9.2.3. Creating RHCOS machines by PXE or iPXE booting

You can create more Red Hat Enterprise Linux CoreOS (RHCOS) compute machines for your bare metal cluster by using PXE or iPXE booting.

Prerequisites

  • Obtain the URL of the Ignition config file for the compute machines for your cluster. You uploaded this file to your HTTP server during installation.
  • Obtain the URLs of the RHCOS ISO image, compressed metal BIOS, kernel, and initramfs files that you uploaded to your HTTP server during cluster installation.
  • You have access to the PXE booting infrastructure that you used to create the machines for your OpenShift Container Platform cluster during installation. The machines must boot from their local disks after RHCOS is installed on them.
  • If you use UEFI, you have access to the grub.conf file that you modified during OpenShift Container Platform installation.

Procedure

  1. Confirm that your PXE or iPXE installation for the RHCOS images is correct.

    • For PXE:

      DEFAULT pxeboot
      TIMEOUT 20
      PROMPT 0
      LABEL pxeboot
          KERNEL http://<HTTP_server>/rhcos-<version>-live-kernel-<architecture> 1
          APPEND initrd=http://<HTTP_server>/rhcos-<version>-live-initramfs.<architecture>.img coreos.inst.install_dev=/dev/sda coreos.inst.ignition_url=http://<HTTP_server>/worker.ign coreos.live.rootfs_url=http://<HTTP_server>/rhcos-<version>-live-rootfs.<architecture>.img 2
      1
      Specify the location of the live kernel file that you uploaded to your HTTP server.
      2
      Specify locations of the RHCOS files that you uploaded to your HTTP server. The initrd parameter value is the location of the live initramfs file, the coreos.inst.ignition_url parameter value is the location of the worker Ignition config file, and the coreos.live.rootfs_url parameter value is the location of the live rootfs file. The coreos.inst.ignition_url and coreos.live.rootfs_url parameters only support HTTP and HTTPS.
      Note

      This configuration does not enable serial console access on machines with a graphical console. To configure a different console, add one or more console= arguments to the APPEND line. For example, add console=tty0 console=ttyS0 to set the first PC serial port as the primary console and the graphical console as a secondary console. For more information, see How does one set up a serial terminal and/or console in Red Hat Enterprise Linux?.

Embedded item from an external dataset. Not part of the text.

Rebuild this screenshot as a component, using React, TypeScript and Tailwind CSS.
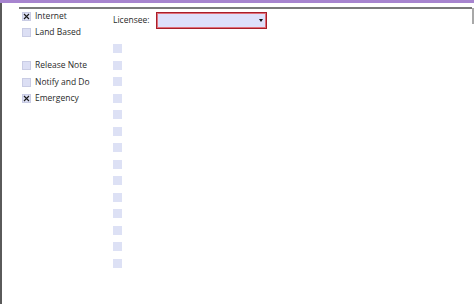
import React from "react";

const leftRows: { label: string; checked: boolean }[] = [
  { label: "Internet", checked: true },
  { label: "Land Based", checked: false },
  { label: "", checked: false },
  { label: "Release Note", checked: false },
  { label: "Notify and Do", checked: false },
  { label: "Emergency", checked: true },
];

function Box({ checked }: { checked: boolean }) {
  return (
    <div className="flex h-[9px] w-[9px] items-center justify-center border border-[#c9cce4] bg-[#dcdff4]">
      {checked && (
        <svg width="7" height="7" viewBox="0 0 7 7">
          <path d="M1 1 L6 6 M6 1 L1 6" stroke="#1a1a1a" strokeWidth="1.1" />
        </svg>
      )}
    </div>
  );
}

export default function App() {
  return (
    <div
      className="flex h-[304px] w-[474px] flex-col overflow-hidden bg-white text-[8.5px] text-[#2a2a2a]"
      style={{ fontFamily: '"Open Sans", "Noto Sans", sans-serif' }}
    >
      {/* title band */}
      <div className="h-[3px] shrink-0 bg-[#a784cf]" />

      <div className="flex flex-1">
        <div className="w-[2px] bg-[#5a5a5a]" />
        <div className="flex flex-1 flex-col">
          <div className="flex h-[21px] items-start pt-[4px]">
            <div className="ml-[17px] h-[2px] flex-1 bg-[#7a7a7a]" />
            <div className="mt-[1px] h-[16px] w-[2px] bg-[#a8a8a8]" />
          </div>

          <div className="mt-[-15px] flex">
            <div className="ml-[20px] mt-[-1px] flex w-[91px] flex-col">
              {leftRows.map((r, i) => (
                <div key={i} className="flex h-[16.5px] items-center gap-[4px]">
                  {r.label && (
                    <>
                      <Box checked={r.checked} />
                      <span>{r.label}</span>
                    </>
                  )}
                </div>
              ))}
            </div>

            <div className="flex flex-col">
              <div className="mt-[3px] flex h-[17px] items-center">
                <span className="w-[43px]">Licensee:</span>
                <div className="flex h-[17px] w-[111px] border border-[#a81e2a] bg-[#dde0fb] shadow-[inset_0_0_0_1px_#e0707a]">
                  <div className="flex-1" />
                  <div className="flex w-[11px] items-center justify-center">
                    <svg width="4" height="3" viewBox="0 0 4 3">
                      <path d="M0 0 H4 L2 3 Z" fill="#111" />
                    </svg>
                  </div>
                </div>
              </div>
              <div className="mt-[15px] flex flex-col gap-[7.5px]">
                {Array.from({ length: 14 }).map((_, i) => (
                  <div key={i} className="h-[9px] w-[9px] bg-[#dde1f5]" />
                ))}
              </div>
            </div>
          </div>
        </div>
      </div>
    </div>
  );
}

    • For iPXE (x86_64 + aarch64):

      kernel http://<HTTP_server>/rhcos-<version>-live-kernel-<architecture> initrd=main coreos.live.rootfs_url=http://<HTTP_server>/rhcos-<version>-live-rootfs.<architecture>.img coreos.inst.install_dev=/dev/sda coreos.inst.ignition_url=http://<HTTP_server>/worker.ign 1 2
      initrd --name main http://<HTTP_server>/rhcos-<version>-live-initramfs.<architecture>.img 3
      boot
      1
      Specify the locations of the RHCOS files that you uploaded to your HTTP server. The kernel parameter value is the location of the kernel file, the initrd=main argument is needed for booting on UEFI systems, the coreos.live.rootfs_url parameter value is the location of the rootfs file, and the coreos.inst.ignition_url parameter value is the location of the worker Ignition config file.
      2
      If you use multiple NICs, specify a single interface in the ip option. For example, to use DHCP on a NIC that is named eno1, set ip=eno1:dhcp.
      3
      Specify the location of the initramfs file that you uploaded to your HTTP server.
      Note

      This configuration does not enable serial console access on machines with a graphical console To configure a different console, add one or more console= arguments to the kernel line. For example, add console=tty0 console=ttyS0 to set the first PC serial port as the primary console and the graphical console as a secondary console. For more information, see How does one set up a serial terminal and/or console in Red Hat Enterprise Linux? and "Enabling the serial console for PXE and ISO installation" in the "Advanced RHCOS installation configuration" section.

      Note

      To network boot the CoreOS kernel on aarch64 architecture, you need to use a version of iPXE build with the IMAGE_GZIP option enabled. See IMAGE_GZIP option in iPXE.

    • For PXE (with UEFI and GRUB as second stage) on aarch64:

      menuentry 'Install CoreOS' {
          linux rhcos-<version>-live-kernel-<architecture>  coreos.live.rootfs_url=http://<HTTP_server>/rhcos-<version>-live-rootfs.<architecture>.img coreos.inst.install_dev=/dev/sda coreos.inst.ignition_url=http://<HTTP_server>/worker.ign 1 2
          initrd rhcos-<version>-live-initramfs.<architecture>.img 3
      }
      1
      Specify the locations of the RHCOS files that you uploaded to your HTTP/TFTP server. The kernel parameter value is the location of the kernel file on your TFTP server. The coreos.live.rootfs_url parameter value is the location of the rootfs file, and the coreos.inst.ignition_url parameter value is the location of the worker Ignition config file on your HTTP Server.
      2
      If you use multiple NICs, specify a single interface in the ip option. For example, to use DHCP on a NIC that is named eno1, set ip=eno1:dhcp.
      3
      Specify the location of the initramfs file that you uploaded to your TFTP server.
  2. Use the PXE or iPXE infrastructure to create the required compute machines for your cluster.

9.2.4. Approving the certificate signing requests for your machines

When you add machines to a cluster, two pending certificate signing requests (CSRs) are generated for each machine that you added. You must confirm that these CSRs are approved or, if necessary, approve them yourself. The client requests must be approved first, followed by the server requests.

Prerequisites

  • You added machines to your cluster.

Procedure

  1. Confirm that the cluster recognizes the machines:

    $ oc get nodes

    Example output

    NAME      STATUS    ROLES   AGE  VERSION
    master-0  Ready     master  63m  v1.28.5
    master-1  Ready     master  63m  v1.28.5
    master-2  Ready     master  64m  v1.28.5

    The output lists all of the machines that you created.

    Note

    The preceding output might not include the compute nodes, also known as worker nodes, until some CSRs are approved.